Market analysis suggests regulatory attention to centralized exchange practices may intensify significantly, particularly regarding custody transparency and mandatory asset segregation requirements. Investment managers may find opportunities in companies providing blockchain analytics and compliance infrastructure, as institutions seek enhanced due diligence capabilities to prevent similar exposure.
The incident could also catalyze accelerated development of decentralized alternatives to centralized staking mechanisms, potentially benefiting protocols offering transparent, on-chain yield generation. Historical patterns following major centralized service failures suggest rapid capital migration toward decentralized alternatives, though adoption timelines remain uncertain.
However, market participants should approach these developments with appropriate analytical rigor.
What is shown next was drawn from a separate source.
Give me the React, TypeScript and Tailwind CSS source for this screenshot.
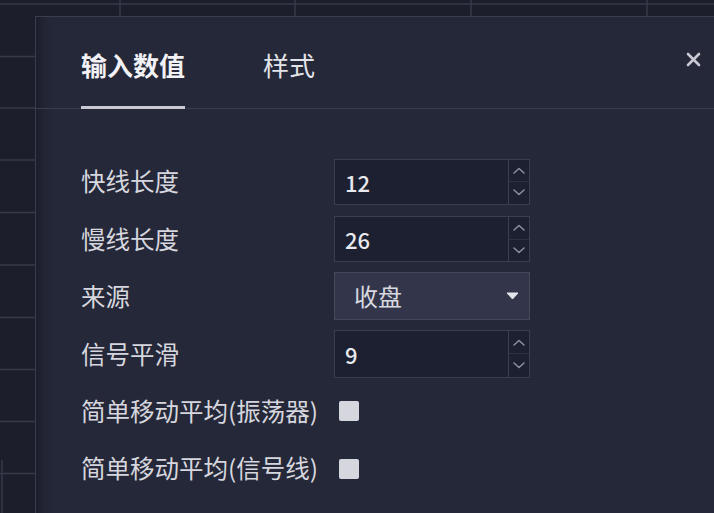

Past performance of technology adoption following market disruptions provides guidance rather than predictive certainty, and regulatory responses remain highly uncertain. Investors are strongly advised to consult qualified financial advisors when evaluating exposure to emerging custody technologies and evolving decentralized finance protocols.
The WLFI manipulation transcends simple fraud—it represents the sophisticated evolution of financial deception within revolutionary technological frameworks. For an ecosystem built on eliminating intermediary risk, the incident serves as a sobering illustration that human ingenuity finds ways to recreate familiar patterns of exploitation, even within the most transparent and democratic financial technologies ever conceived.
For investors like Chen, rebuilding trust will require more than technological solutions—it demands fundamental reconceptualization of how transparency, custody, and accountability function in decentralized financial systems. The path forward remains uncertain, but the lessons embedded in this $3 billion freeze will likely influence crypto market structure for years to come.